§ **INFORMATION SUPPLIED**

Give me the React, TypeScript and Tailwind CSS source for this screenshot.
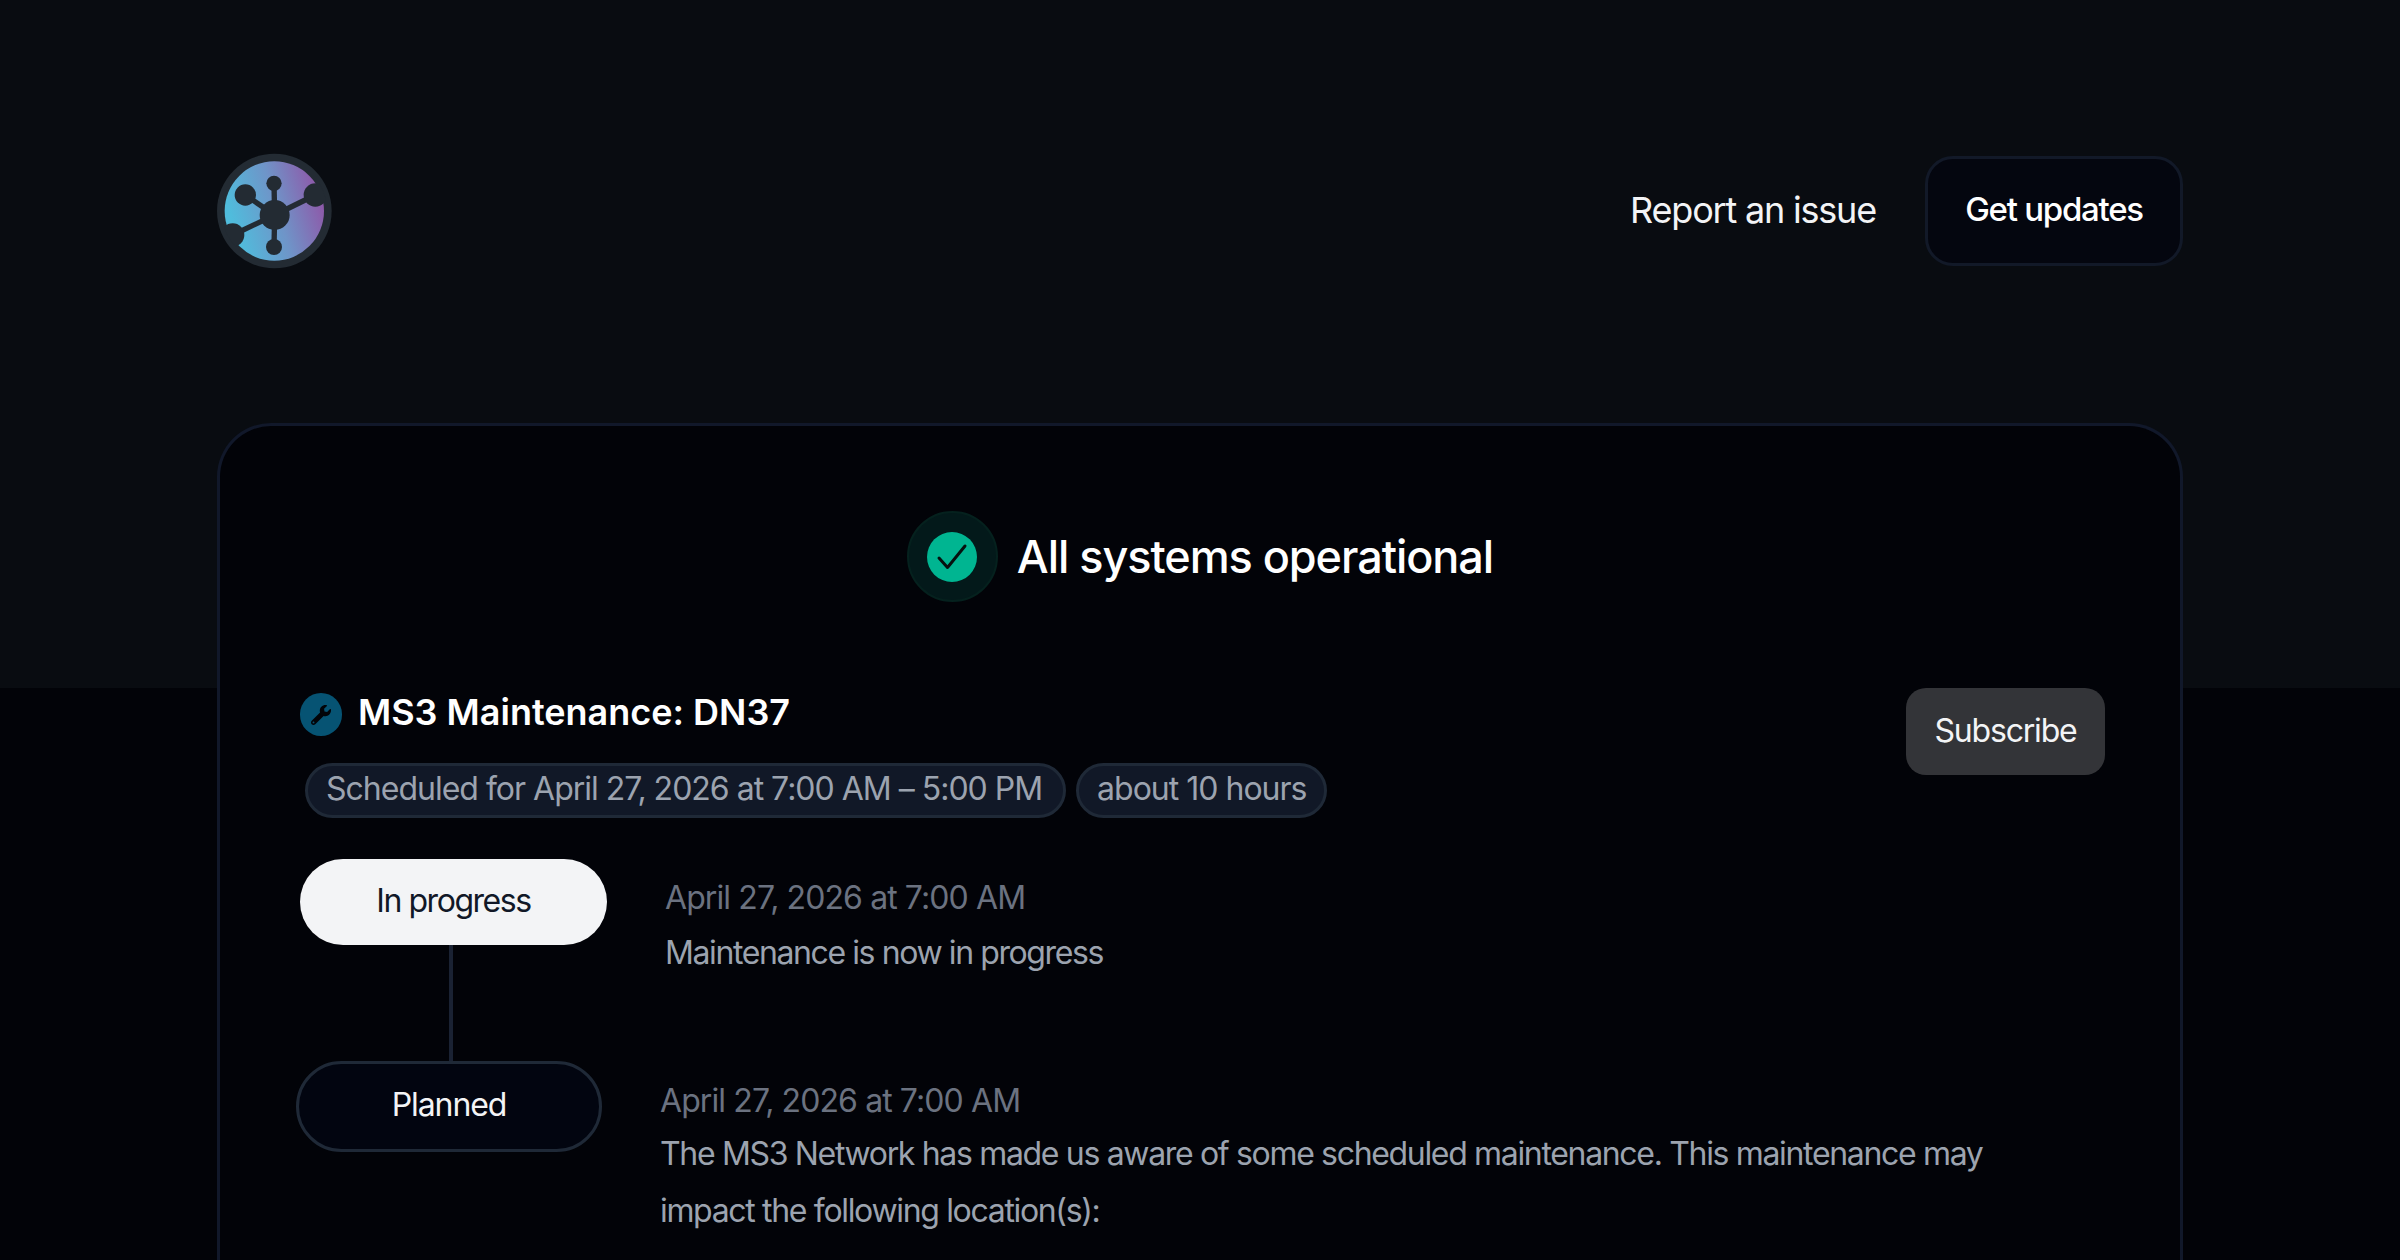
import { FaWrench } from "react-icons/fa";

function Logo() {
  return (
    <svg viewBox="108 100 345 346" className="w-[115px] h-[116px] shrink-0">
      <defs>
        <linearGradient id="lg" x1="0" y1="0.7" x2="1" y2="0.4">
          <stop offset="0.1" stopColor="#50bcdc" />
          <stop offset="0.55" stopColor="#6f94c8" />
          <stop offset="1" stopColor="#8f57a8" />
        </linearGradient>
        <clipPath id="lc">
          <circle cx="280" cy="273" r="158" />
        </clipPath>
      </defs>
      <circle cx="280" cy="273" r="172" fill="#232b33" />
      <circle cx="280" cy="273" r="149" fill="url(#lg)" />
      <g clipPath="url(#lc)" fill="#232b33" stroke="#232b33">
        <g strokeWidth="16">
          <line x1="281" y1="285" x2="279" y2="190" />
          <line x1="281" y1="285" x2="279" y2="381" />
          <line x1="281" y1="285" x2="193" y2="225" />
          <line x1="281" y1="285" x2="155" y2="345" />
          <line x1="281" y1="285" x2="403" y2="225" />
        </g>
        <circle cx="281" cy="285" r="45" strokeWidth="0" />
        <circle cx="279" cy="190" r="23" strokeWidth="0" />
        <circle cx="279" cy="381" r="24" strokeWidth="0" />
        <circle cx="193" cy="225" r="32" strokeWidth="0" />
        <circle cx="155" cy="345" r="35" strokeWidth="0" />
        <circle cx="403" cy="225" r="35" strokeWidth="0" />
      </g>
    </svg>
  );
}

export default function App() {
  return (
    <div className="h-[1260px] overflow-hidden bg-[linear-gradient(#090c11_688px,#020308_688px)] px-[217px] pt-[153px] font-['Inter',sans-serif]">
      <header className="flex h-[116px] items-center justify-between">
        <Logo />
        <nav className="flex items-center gap-[49px]">
          <a className="pb-[3px] text-[36px] leading-[44px] tracking-[-1.2px] text-[#f3f4f6]">Report an issue</a>
          <button className="flex h-[110px] w-[258px] items-center justify-center rounded-[28px] border-[3px] border-[#121928] bg-[#04060f] pb-[3px] text-[33px] font-medium tracking-[-1.27px] text-white">
            Get updates
          </button>
        </nav>
      </header>

      <main className="mt-[154px] h-[900px] rounded-t-[54px] border-[3px] border-b-0 border-[#11182a] bg-[#020308] pt-[85px]">
        <div className="flex items-center justify-center gap-[19px]">
          <div className="flex h-[91px] w-[91px] items-center justify-center rounded-full border-2 border-[#05211e] bg-[#03191a]">
            <div className="flex h-[50px] w-[50px] items-center justify-center rounded-full bg-[#00b591]">
              <svg viewBox="0 0 50 50" className="h-[50px] w-[50px]" fill="none" stroke="#06110f" strokeWidth="3" strokeLinecap="round" strokeLinejoin="round">
                <path d="M12 26l8.5 9.5L38 14" />
              </svg>
            </div>
          </div>
          <h1 className="text-[45px] font-medium leading-[56px] tracking-[-1.05px] text-white">All systems operational</h1>
        </div>

        <section className="mt-[86px] flex items-start justify-between pl-[80px] pr-[75px]">
          <div>
            <div className="mt-[5px] flex items-center gap-[16px]">
              <div className="flex h-[43px] w-[42px] items-center justify-center rounded-full bg-[#065373]">
                <FaWrench className="h-[20px] w-[20px] text-[#020308]" />
              </div>
              <h2 className="-mt-[6px] text-[36px] font-semibold leading-[44px] text-white">MS3 Maintenance: DN37</h2>
            </div>
            <div className="ml-[5px] mt-[27px] flex gap-[10px]">
              <span className="flex h-[55px] items-center rounded-full border-[3px] border-[#1f2937] bg-[#111827] pb-[3px] pl-[18px] pr-[21px] text-[32px] tracking-[-1px] text-[#9ca3af]">
                Scheduled for April 27, 2026 at 7:00 AM – 5:00 PM
              </span>
              <span className="flex h-[55px] items-center rounded-full border-[3px] border-[#1f2937] bg-[#111827] pb-[3px] pl-[18px] pr-[18px] text-[32px] tracking-[-1px] text-[#9ca3af]">
                about 10 hours
              </span>
            </div>
          </div>
          <button className="flex h-[87px] w-[199px] items-center justify-center rounded-[20px] bg-[#333438] pb-[2px] text-[32px] tracking-[-1.2px] text-[#f3f4f6]">
            Subscribe
          </button>
        </section>

        <section className="mt-[41px] pl-[80px] pr-[75px]">
          <div className="flex">
            <div className="w-[307px] shrink-0">
              <div className="flex h-[86px] items-center justify-center rounded-full bg-[#f3f4f6] pb-[2px] text-[32px] tracking-[-1.45px] text-[#111827]">
                In progress
              </div>
              <div className="ml-[149px] h-[116px] w-[4px] bg-[#1a2233]" />
            </div>
            <div className="ml-[58px] mt-[13px] text-[32px]">
              <p className="leading-[52px] tracking-[-0.9px] text-[#6b7280]">April 27, 2026 at 7:00 AM</p>
              <p className="mt-[3px] leading-[52px] tracking-[-1.4px] text-[#9ca3af]">Maintenance is now in progress</p>
            </div>
          </div>
          <div className="-ml-[4px] flex">
            <div className="flex h-[91px] w-[306px] shrink-0 items-center justify-center rounded-full border-[3px] border-[#1f2937] bg-[#020510] pb-[3px] text-[32px] tracking-[-1.1px] text-[#f3f4f6]">
              Planned
            </div>
            <div className="ml-[58px] mt-[14px] text-[32px]">
              <p className="leading-[52px] tracking-[-0.9px] text-[#6b7280]">April 27, 2026 at 7:00 AM</p>
              <p className="-mt-[2px] max-w-[1350px] leading-[57px] tracking-[-1.33px] text-[#9ca3af]">
                The MS3 Network has made us aware of some scheduled maintenance. This maintenance may impact the following location(s):
              </p>
            </div>
          </div>
        </section>
      </main>
    </div>
  );
}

§ **TASK GOAL**
Omit the pictures and give the material again, exactly and in full.

§ **RESPONSE FOR THIS EXERCISE**
Give me the React, TypeScript and Tailwind CSS source for this screenshot.
import { FaWrench } from "react-icons/fa";

function Logo() {
  return (
    <svg viewBox="108 100 345 346" className="w-[115px] h-[116px] shrink-0">
      <defs>
        <linearGradient id="lg" x1="0" y1="0.7" x2="1" y2="0.4">
          <stop offset="0.1" stopColor="#50bcdc" />
          <stop offset="0.55" stopColor="#6f94c8" />
          <stop offset="1" stopColor="#8f57a8" />
        </linearGradient>
        <clipPath id="lc">
          <circle cx="280" cy="273" r="158" />
        </clipPath>
      </defs>
      <circle cx="280" cy="273" r="172" fill="#232b33" />
      <circle cx="280" cy="273" r="149" fill="url(#lg)" />
      <g clipPath="url(#lc)" fill="#232b33" stroke="#232b33">
        <g strokeWidth="16">
          <line x1="281" y1="285" x2="279" y2="190" />
          <line x1="281" y1="285" x2="279" y2="381" />
          <line x1="281" y1="285" x2="193" y2="225" />
          <line x1="281" y1="285" x2="155" y2="345" />
          <line x1="281" y1="285" x2="403" y2="225" />
        </g>
        <circle cx="281" cy="285" r="45" strokeWidth="0" />
        <circle cx="279" cy="190" r="23" strokeWidth="0" />
        <circle cx="279" cy="381" r="24" strokeWidth="0" />
        <circle cx="193" cy="225" r="32" strokeWidth="0" />
        <circle cx="155" cy="345" r="35" strokeWidth="0" />
        <circle cx="403" cy="225" r="35" strokeWidth="0" />
      </g>
    </svg>
  );
}

export default function App() {
  return (
    <div className="h-[1260px] overflow-hidden bg-[linear-gradient(#090c11_688px,#020308_688px)] px-[217px] pt-[153px] font-['Inter',sans-serif]">
      <header className="flex h-[116px] items-center justify-between">
        <Logo />
        <nav className="flex items-center gap-[49px]">
          <a className="pb-[3px] text-[36px] leading-[44px] tracking-[-1.2px] text-[#f3f4f6]">Report an issue</a>
          <button className="flex h-[110px] w-[258px] items-center justify-center rounded-[28px] border-[3px] border-[#121928] bg-[#04060f] pb-[3px] text-[33px] font-medium tracking-[-1.27px] text-white">
            Get updates
          </button>
        </nav>
      </header>

      <main className="mt-[154px] h-[900px] rounded-t-[54px] border-[3px] border-b-0 border-[#11182a] bg-[#020308] pt-[85px]">
        <div className="flex items-center justify-center gap-[19px]">
          <div className="flex h-[91px] w-[91px] items-center justify-center rounded-full border-2 border-[#05211e] bg-[#03191a]">
            <div className="flex h-[50px] w-[50px] items-center justify-center rounded-full bg-[#00b591]">
              <svg viewBox="0 0 50 50" className="h-[50px] w-[50px]" fill="none" stroke="#06110f" strokeWidth="3" strokeLinecap="round" strokeLinejoin="round">
                <path d="M12 26l8.5 9.5L38 14" />
              </svg>
            </div>
          </div>
          <h1 className="text-[45px] font-medium leading-[56px] tracking-[-1.05px] text-white">All systems operational</h1>
        </div>

        <section className="mt-[86px] flex items-start justify-between pl-[80px] pr-[75px]">
          <div>
            <div className="mt-[5px] flex items-center gap-[16px]">
              <div className="flex h-[43px] w-[42px] items-center justify-center rounded-full bg-[#065373]">
                <FaWrench className="h-[20px] w-[20px] text-[#020308]" />
              </div>
              <h2 className="-mt-[6px] text-[36px] font-semibold leading-[44px] text-white">MS3 Maintenance: DN37</h2>
            </div>
            <div className="ml-[5px] mt-[27px] flex gap-[10px]">
              <span className="flex h-[55px] items-center rounded-full border-[3px] border-[#1f2937] bg-[#111827] pb-[3px] pl-[18px] pr-[21px] text-[32px] tracking-[-1px] text-[#9ca3af]">
                Scheduled for April 27, 2026 at 7:00 AM – 5:00 PM
              </span>
              <span className="flex h-[55px] items-center rounded-full border-[3px] border-[#1f2937] bg-[#111827] pb-[3px] pl-[18px] pr-[18px] text-[32px] tracking-[-1px] text-[#9ca3af]">
                about 10 hours
              </span>
            </div>
          </div>
          <button className="flex h-[87px] w-[199px] items-center justify-center rounded-[20px] bg-[#333438] pb-[2px] text-[32px] tracking-[-1.2px] text-[#f3f4f6]">
            Subscribe
          </button>
        </section>

        <section className="mt-[41px] pl-[80px] pr-[75px]">
          <div className="flex">
            <div className="w-[307px] shrink-0">
              <div className="flex h-[86px] items-center justify-center rounded-full bg-[#f3f4f6] pb-[2px] text-[32px] tracking-[-1.45px] text-[#111827]">
                In progress
              </div>
              <div className="ml-[149px] h-[116px] w-[4px] bg-[#1a2233]" />
            </div>
            <div className="ml-[58px] mt-[13px] text-[32px]">
              <p className="leading-[52px] tracking-[-0.9px] text-[#6b7280]">April 27, 2026 at 7:00 AM</p>
              <p className="mt-[3px] leading-[52px] tracking-[-1.4px] text-[#9ca3af]">Maintenance is now in progress</p>
            </div>
          </div>
          <div className="-ml-[4px] flex">
            <div className="flex h-[91px] w-[306px] shrink-0 items-center justify-center rounded-full border-[3px] border-[#1f2937] bg-[#020510] pb-[3px] text-[32px] tracking-[-1.1px] text-[#f3f4f6]">
              Planned
            </div>
            <div className="ml-[58px] mt-[14px] text-[32px]">
              <p className="leading-[52px] tracking-[-0.9px] text-[#6b7280]">April 27, 2026 at 7:00 AM</p>
              <p className="-mt-[2px] max-w-[1350px] leading-[57px] tracking-[-1.33px] text-[#9ca3af]">
                The MS3 Network has made us aware of some scheduled maintenance. This maintenance may impact the following location(s):
              </p>
            </div>
          </div>
        </section>
      </main>
    </div>
  );
}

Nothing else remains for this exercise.